Oracle wants to milk a lucrative licensing settlement out of Google, as well as damages. While a big damages payday was hurt by the recent ruling, the chances of Google being forced to licensed appear to have increased.  (Source: Reuters)
Google scores a win, though, in reducing damage amount from $2.6B USD

Oracle Corp.'s (ORCL) efforts to milk billions of dollars in damages out of Google Inc. (GOOG) were likely stymied last Friday, when U.S. District Court Judge William Alsup partially granted a request by Google to throw out Oracle's $2.6B USD in proposed damages.

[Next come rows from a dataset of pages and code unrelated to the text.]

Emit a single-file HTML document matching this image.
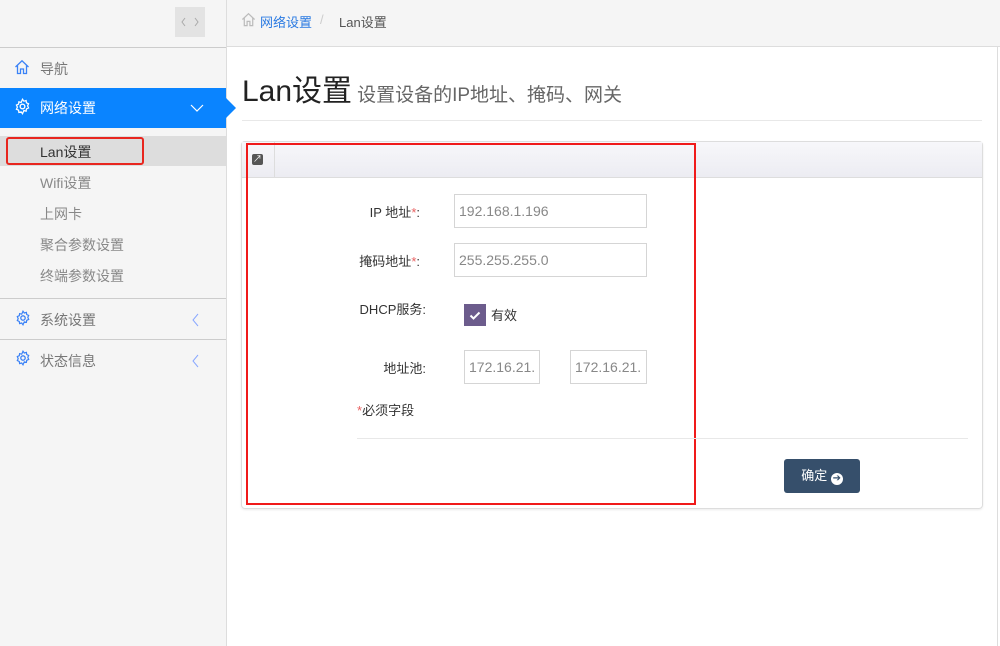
<!DOCTYPE html>
<html><head><meta charset="utf-8"><style>
*{box-sizing:border-box;margin:0;padding:0}
body{width:1000px;height:646px;overflow:hidden;background:#fff;font-family:"Liberation Sans","Noto Sans CJK SC",sans-serif;font-size:13px;color:#333;position:relative}
.abs{position:absolute}
#side{left:0;top:0;width:227px;height:646px;background:#f5f5f5;border-right:1px solid #ddd}
.t{position:absolute;white-space:nowrap}
.inp{position:absolute;border:1px solid #d5d5d5;background:#fff;color:#888;font-size:14px;padding-left:4px;line-height:32px;overflow:hidden;white-space:nowrap}
.lbl{position:absolute;right:580px;font-size:13px;color:#333;white-space:nowrap}
.star{color:#e86060}
</style></head><body>
<div id="side" class="abs">
 <div class="abs" style="left:0;top:47px;width:226px;height:1px;background:#ccc"></div>
 <div class="abs" style="left:175px;top:7px;width:30px;height:30px;background:#e3e3e3"></div>
 <svg class="abs" style="left:175px;top:7px" width="30" height="30"><path d="M10 11l-3 4 3 4M20 11l3 4-3 4" fill="none" stroke="#aaa" stroke-width="1"/></svg>
 <svg class="abs" style="left:14px;top:59px" width="16" height="16" viewBox="0 0 16 16"><path d="M1.5 8 L8 1.8 L14.5 8 M3.5 6.5 V14.5 H6.5 V10 H9.5 V14.5 H12.5 V6.5" fill="none" stroke="#3b82f6" stroke-width="1.3"/></svg>
 <div class="t" style="left:40px;top:59px;color:#777;font-size:14px">导航</div>
 <div class="abs" style="left:0;top:88px;width:226px;height:40px;background:#0a84ff"></div>
 <div class="abs" style="left:226px;top:98px;width:0;height:0;border-top:10px solid transparent;border-bottom:10px solid transparent;border-left:10px solid #0a84ff"></div>
 <svg class="abs" style="left:14px;top:98px" width="17" height="17" viewBox="0 0 16 16"><circle cx="8" cy="8" r="2.2" fill="none" stroke="#fff" stroke-width="1.3"/><path d="M8 1.2l1.3 1.8 2.1-.6.3 2.1 2 .9-.9 2 .9 2-2 .9-.3 2.1-2.1-.6L8 14.8l-1.3-1.8-2.1.6-.3-2.1-2-.9.9-2-.9-2 2-.9.3-2.1 2.1.6z" fill="none" stroke="#fff" stroke-width="1.2"/></svg>
 <div class="t" style="left:40px;top:98px;color:#fff;font-size:14px">网络设置</div>
 <svg class="abs" style="left:190px;top:103px" width="14" height="10"><path d="M1 2l6 6 6-6" fill="none" stroke="#fff" stroke-width="1.2"/></svg>
 <div class="abs" style="left:0;top:136px;width:226px;height:30px;background:#ddd"></div>
 <div class="abs" style="left:6px;top:137px;width:138px;height:28px;border:2px solid #e8261f;border-radius:3px"></div>
 <div class="t" style="left:40px;top:142px;font-size:14px;color:#333">Lan设置</div>
 <div class="t" style="left:40px;top:173px;font-size:14px;color:#888">Wifi设置</div>
 <div class="t" style="left:40px;top:204px;font-size:14px;color:#888">上网卡</div>
 <div class="t" style="left:40px;top:235px;font-size:14px;color:#888">聚合参数设置</div>
 <div class="t" style="left:40px;top:266px;font-size:14px;color:#888">终端参数设置</div>
 <div class="abs" style="left:0;top:298px;width:226px;height:1px;background:#ccc"></div>
 <svg class="abs" style="left:15px;top:310px" width="16" height="16" viewBox="0 0 16 16"><circle cx="8" cy="8" r="2.2" fill="none" stroke="#3b82f6" stroke-width="1.3"/><path d="M8 1.2l1.3 1.8 2.1-.6.3 2.1 2 .9-.9 2 .9 2-2 .9-.3 2.1-2.1-.6L8 14.8l-1.3-1.8-2.1.6-.3-2.1-2-.9.9-2-.9-2 2-.9.3-2.1 2.1.6z" fill="none" stroke="#3b82f6" stroke-width="1.2"/></svg>
 <div class="t" style="left:40px;top:310px;font-size:14px;color:#777">系统设置</div>
 <svg class="abs" style="left:192px;top:313px" width="8" height="14"><path d="M6 1l-5 6 5 6" fill="none" stroke="#8aa8ff" stroke-width="1"/></svg>
 <div class="abs" style="left:0;top:339px;width:226px;height:1px;background:#ccc"></div>
 <svg class="abs" style="left:15px;top:350px" width="16" height="16" viewBox="0 0 16 16"><circle cx="8" cy="8" r="2.2" fill="none" stroke="#3b82f6" stroke-width="1.3"/><path d="M8 1.2l1.3 1.8 2.1-.6.3 2.1 2 .9-.9 2 .9 2-2 .9-.3 2.1-2.1-.6L8 14.8l-1.3-1.8-2.1.6-.3-2.1-2-.9.9-2-.9-2 2-.9.3-2.1 2.1.6z" fill="none" stroke="#3b82f6" stroke-width="1.2"/></svg>
 <div class="t" style="left:40px;top:351px;font-size:14px;color:#777">状态信息</div>
 <svg class="abs" style="left:192px;top:354px" width="8" height="14"><path d="M6 1l-5 6 5 6" fill="none" stroke="#8aa8ff" stroke-width="1"/></svg>
</div>
<div class="abs" style="left:227px;top:0;width:773px;height:47px;background:#f5f5f5;border-bottom:1px solid #ddd"></div>
<svg class="abs" style="left:241px;top:12px" width="15" height="15" viewBox="0 0 16 16"><path d="M1.5 8 L8 1.8 L14.5 8 M3.5 6.5 V14.5 H6.5 V10 H9.5 V14.5 H12.5 V6.5" fill="none" stroke="#bbb" stroke-width="1.3"/></svg>
<div class="t" style="left:260px;top:12px;color:#2a7ae2;font-size:13px">网络设置</div>
<div class="t" style="left:320px;top:12px;color:#ccc;font-size:13px">/</div>
<div class="t" style="left:339px;top:12px;color:#555;font-size:13px">Lan设置</div>
<div class="abs" style="left:997px;top:47px;width:1px;height:599px;background:#ddd"></div>
<div class="t" style="left:242px;top:66px;font-size:30px;color:#222">Lan设置<span style="font-size:19px;color:#666;margin-left:5px">设置设备的IP地址、掩码、网关</span></div>
<div class="abs" style="left:242px;top:120px;width:740px;height:1px;background:#e8e8e8"></div>
<div class="abs" style="left:241px;top:141px;width:742px;height:368px;border:1px solid #ddd;border-radius:4px;box-shadow:0 1px 2px rgba(0,0,0,.08)"></div>
<div class="abs" style="left:242px;top:142px;width:740px;height:36px;background:linear-gradient(#f7f7fa,#ececf2);border-bottom:1px solid #ddd"></div>
<div class="abs" style="left:274px;top:142px;width:1px;height:36px;background:#ddd"></div>
<div class="abs" style="left:252px;top:154px;width:11px;height:11px;background:#555;border-radius:2px;color:#fff;font-size:9px;line-height:11px;text-align:center">↗</div>
<div class="abs" style="left:246px;top:143px;width:450px;height:362px;border:2px solid #f01a1a"></div>
<div class="lbl" style="top:202px">IP 地址<span class="star">*</span>:</div>
<div class="inp" style="left:454px;top:194px;width:193px;height:34px">192.168.1.196</div>
<div class="lbl" style="top:251px">掩码地址<span class="star">*</span>:</div>
<div class="inp" style="left:454px;top:243px;width:193px;height:34px">255.255.255.0</div>
<div class="lbl" style="top:299px;right:574px">DHCP服务:</div>
<div class="abs" style="left:464px;top:304px;width:22px;height:22px;background:#6c5c8c"></div>
<svg class="abs" style="left:464px;top:304px" width="22" height="22"><path d="M6.5 11.5l3 3 6-6" fill="none" stroke="#fff" stroke-width="2"/></svg>
<div class="t" style="left:491px;top:305px;font-size:13px">有效</div>
<div class="lbl" style="top:358px;right:574px">地址池:</div>
<div class="inp" style="left:464px;top:350px;width:76px;height:34px">172.16.21.</div>
<div class="inp" style="left:570px;top:350px;width:77px;height:34px">172.16.21.</div>
<div class="t" style="left:357px;top:400px;font-size:13px"><span class="star">*</span>必须字段</div>
<div class="abs" style="left:357px;top:438px;width:611px;height:1px;background:#e8e8e8"></div>
<div class="abs" style="left:784px;top:459px;width:76px;height:34px;background:#364f6b;border-radius:3px;color:#fff;font-size:13px;line-height:34px;text-align:center">确定 <span style="display:inline-block;width:12px;height:12px;border-radius:50%;background:#fff;color:#364f6b;font-size:10px;line-height:12px;vertical-align:-1px">➔</span></div>
</body></html>
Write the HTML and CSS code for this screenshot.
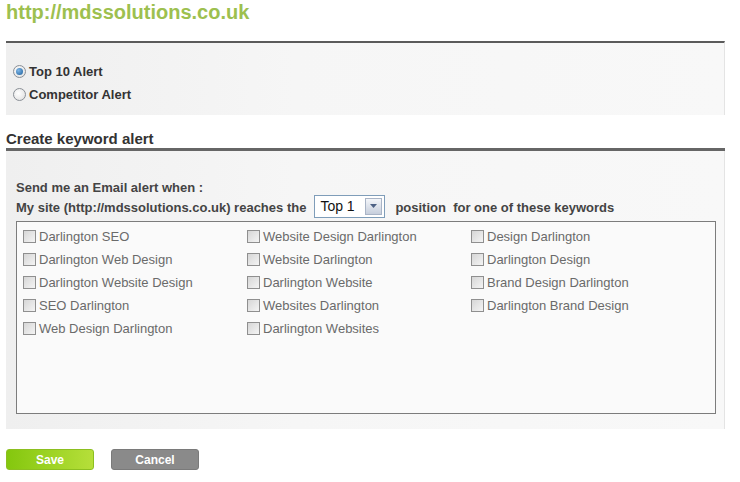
FILE: index.html
```html
<!DOCTYPE html>
<html lang="en">
  <head>
    <meta charset="UTF-8" />
    <title>Keyword Alerts - mdssolutions.co.uk</title>
    <link rel="stylesheet" href="styles.css">
  </head>
  <body>
    <div class="page">
      <h1 class="site-url">http://mdssolutions.co.uk</h1>

      <div class="panel alert-type">
        <label class="radio-row"><span class="radio checked"></span>Top 10 Alert</label>
        <label class="radio-row"><span class="radio"></span>Competitor Alert</label>
      </div>

      <h2 class="section-title">Create keyword alert</h2>

      <div class="panel keyword-panel">
        <p class="intro">Send me an Email alert when :</p>
        <div class="reach-row">
          <span>My site (http://mdssolutions.co.uk) reaches the</span>
          <div class="fake-select">
            <span class="fake-select-value">Top 1</span>
            <span class="fake-select-btn">
              <svg width="7" height="4" viewBox="0 0 7 4"><path d="M0 0h7L3.5 4z" fill="#4d6185"/></svg>
            </span>
          </div>
          <span>position&nbsp; for one of these keywords</span>
        </div>

        <div class="keyword-box">
          <label class="kw"><span class="checkbox"></span>Darlington SEO</label>
          <label class="kw"><span class="checkbox"></span>Website Design Darlington</label>
          <label class="kw"><span class="checkbox"></span>Design Darlington</label>
          <label class="kw"><span class="checkbox"></span>Darlington Web Design</label>
          <label class="kw"><span class="checkbox"></span>Website Darlington</label>
          <label class="kw"><span class="checkbox"></span>Darlington Design</label>
          <label class="kw"><span class="checkbox"></span>Darlington Website Design</label>
          <label class="kw"><span class="checkbox"></span>Darlington Website</label>
          <label class="kw"><span class="checkbox"></span>Brand Design Darlington</label>
          <label class="kw"><span class="checkbox"></span>SEO Darlington</label>
          <label class="kw"><span class="checkbox"></span>Websites Darlington</label>
          <label class="kw"><span class="checkbox"></span>Darlington Brand Design</label>
          <label class="kw"><span class="checkbox"></span>Web Design Darlington</label>
          <label class="kw"><span class="checkbox"></span>Darlington Websites</label>
        </div>
      </div>

      <div class="actions">
        <button class="btn save">Save</button>
        <button class="btn cancel">Cancel</button>
      </div>
    </div>
  </body>
</html>
```

FILE: styles.css
```css
body {
  margin: 0;
  background: white;
  font-family: "Liberation Sans", Arial, sans-serif;
  color: #333;
}
.page {
  width: 719px;
  padding: 0 6px;
}
.site-url {
  margin: 0;
  font-size: 20px;
  line-height: 24px;
  color: #9dc04f;
  font-weight: bold;
}
.panel {
  background: linear-gradient(to right, #efefef 0%, #f6f6f6 40%, #f8f8f8 100%);
  border-right: 1px solid #e4e4e4;
}
.alert-type {
  margin-top: 17px;
  border-top: 2px solid #5b5b5b;
  padding: 17px 0 9px 7px;
}
.radio-row {
  display: flex;
  align-items: center;
  height: 23px;
  font-size: 13px;
  font-weight: bold;
}
.radio {
  width: 11px;
  height: 11px;
  border: 1px solid #8a8f96;
  border-radius: 50%;
  background: radial-gradient(circle at 40% 40%, #ffffff, #dcdcdc);
  margin-right: 3px;
  position: relative;
}
.radio.checked::after {
  content: "";
  position: absolute;
  left: 2px;
  top: 2px;
  width: 7px;
  height: 7px;
  border-radius: 50%;
  background: radial-gradient(circle at 35% 35%, #7fb6e6, #1d5f9c);
}
.section-title {
  margin: 15px 0 0;
  font-size: 15px;
  line-height: 18px;
  font-weight: bold;
  color: #333;
  border-bottom: 3px solid #666;
}
.keyword-panel {
  padding: 28px 8px 15px 10px;
}
.intro {
  margin: 0;
  font-size: 13px;
  font-weight: bold;
  line-height: 18px;
  color: #444;
}
.reach-row {
  display: flex;
  align-items: center;
  height: 20px;
  font-size: 13px;
  font-weight: bold;
  color: #444;
}
.fake-select {
  display: flex;
  align-items: center;
  width: 69px;
  height: 21px;
  margin: -2px 10px 0 8px;
  border: 1px solid #7f9db9;
  background: white;
}
.fake-select-value {
  flex: 1;
  padding-left: 5px;
  font-size: 14px;
  font-weight: normal;
  color: #111;
}
.fake-select-btn {
  width: 15px;
  height: 15px;
  margin-right: 2px;
  border: 1px solid #a9b4c6;
  background: linear-gradient(#f4f6fa, #c6cedc);
  display: flex;
  align-items: center;
  justify-content: center;
}
.keyword-box {
  display: grid;
  grid-template-columns: 224px 224px 1fr;
  grid-auto-rows: 23px;
  align-content: start;
  height: 188px;
  margin-top: 4px;
  padding: 3px 6px 0;
  border: 1px solid #7c7c7c;
  background: #fafafa;
}
.kw {
  display: flex;
  align-items: center;
  font-size: 13px;
  color: #6a6a6a;
}
.checkbox {
  width: 11px;
  height: 11px;
  border: 1px solid #8f8f8f;
  background: linear-gradient(135deg, #d6d6d6, #f4f4f4);
  margin-right: 3px;
}
.actions {
  display: flex;
  gap: 17px;
  margin-top: 20px;
}
.btn {
  width: 88px;
  height: 21px;
  border-radius: 3px;
  font-family: "Liberation Sans", Arial, sans-serif;
  font-size: 12px;
  font-weight: bold;
  color: white;
  padding: 0;
  cursor: pointer;
}
.save {
  background: linear-gradient(to right, #84c70e, #b6df3a);
  border: 1px solid #8cbf20;
}
.cancel {
  background: #8a8a8a;
  border: 1px solid #7a7a7a;
}
```
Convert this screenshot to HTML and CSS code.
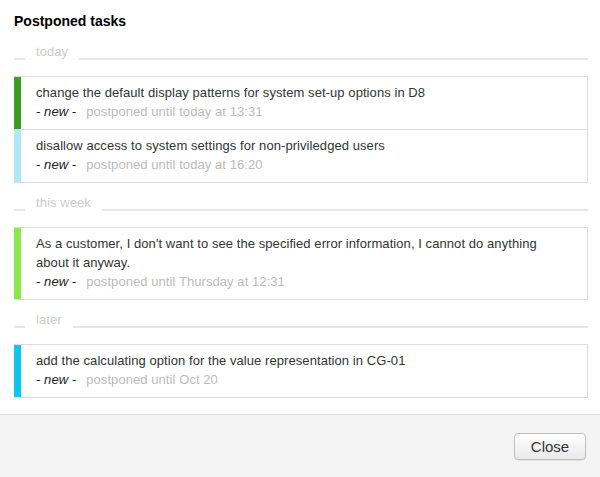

The suit [Scribd] dates back almost a year to August 12, 2010.  Oracle accused Google of infringing upon its intellectual property, based on certain files contained within Google's popular Android operating system.  Namely, Android was accused of using source code from the Apache distribution of Java, which did not properly license the Java-related intellectual property of Sun Microsystems. Oracle acquired Sun on January 12, 2010 after a process initiated in April 2009.

Surprisingly, Google did not counter-sue.  And Google seemingly admitted to knowing that the Apache code was in violation.  However, Google complained that Sun's intellectual property was overly generic and that Sun (and later Oracle) were being anticompetitive in trying to charge prohibitively large licensing fees.

So far, the courts have likely supported Google on the former claim.  Approximately 90 percent of the Oracle patents examined were ruled invalid, on par with the standard for patent litigation.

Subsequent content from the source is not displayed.